The gap between these two numbers is where inexperienced investors get burned. A pro forma might assume rents rise 8% after renovations and vacancy drops to 3%, producing a NOI that justifies a high asking price. The trailing financials might tell a different story entirely. Smart underwriting starts with the actual trailing twelve months as a factual baseline, then builds a separate pro forma using your own assumptions about what you can realistically achieve after acquisition. If a seller won’t provide trailing financials and only offers pro forma projections, that’s a red flag worth taking seriously.

How Lenders and Investors Use NOI

Capitalization Rate

The cap rate is the most common shorthand for comparing investment properties. The formula divides NOI by the property’s current market value and expresses the result as a percentage.3PNC Insights. Capitalization Rate: What It Is and How Its Calculated Using the earlier example, if that 12-unit building is valued at $1,500,000 and produces $117,057 in NOI, the cap rate is roughly 7.8%. A higher cap rate generally signals higher expected returns but also higher risk, while a lower cap rate often reflects a more stable property in a stronger market.

Debt Service Coverage Ratio

Lenders divide NOI by total annual debt service (principal plus interest payments) to calculate the DSCR.4J.P. Morgan. How to Use the Debt Service Coverage Ratio in Real Estate A DSCR of 1.0 means the property’s income barely covers its loan payments with nothing left over. Most lenders want to see a cushion above 1.0, and standards vary by property type and market. If your NOI is $117,057 and your annual mortgage payments total $90,000, your DSCR is 1.30, meaning you earn 30% more than you need to cover the debt. That cushion is what lenders look at to gauge whether the property can survive a rough year without defaulting.

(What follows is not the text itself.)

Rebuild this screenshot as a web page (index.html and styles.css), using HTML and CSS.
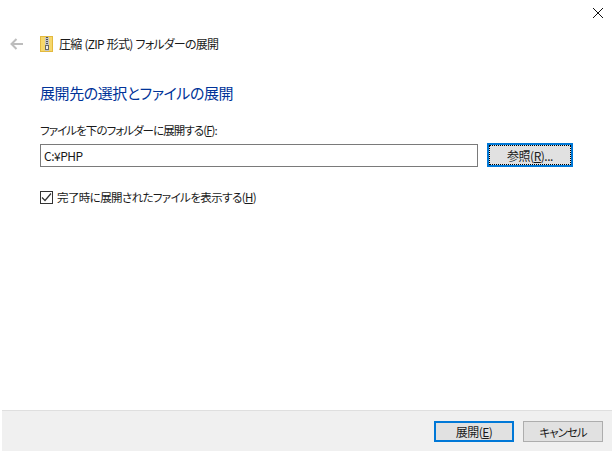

Verifying NOI: The Documents That Matter

Lenders don’t take your word for NOI. They verify it through specific documentation, and you should do the same when evaluating any acquisition.

The two core documents are the rent roll and the trailing twelve-month operating statement (commonly called a T-12). The rent roll lists every unit with its current rent, market rent, lease dates, tenant names, and vacancy status. The T-12 breaks down actual income collected and expenses paid on a month-by-month basis for the previous year, with NOI calculated at the bottom. Lenders including Fannie Mae and Freddie Mac require both documents, and the T-12 must be updated monthly to reflect the most recent twelve months of performance.

Keep your records organized well beyond the closing table. The IRS requires you to retain records supporting income and expense items for at least three years after filing, or six years if you underreport income by more than 25% of gross income shown on your return. For property-related records specifically, the IRS says to keep them until the statute of limitations expires for the year you sell or dispose of the property, since those records feed into depreciation and gain or loss calculations.5Internal Revenue Service. How Long Should I Keep Records

Accuracy and Legal Risk

Inflating NOI on a loan application is not just bad practice; it’s a federal crime. Under 18 U.S.C. § 1014, knowingly making false statements or overvaluing property to influence a lending decision carries penalties of up to $1,000,000 in fines, up to 30 years in prison, or both.6Office of the Law Revision Counsel. 18 US Code 1014 – Loan and Credit Applications Generally Even outside criminal exposure, a lender that discovers material misrepresentation in your financials can demand immediate repayment of the loan, refuse future financing, or pursue civil damages. The NOI figure is only useful if it’s honest. Build it from verified documents, not aspirational numbers.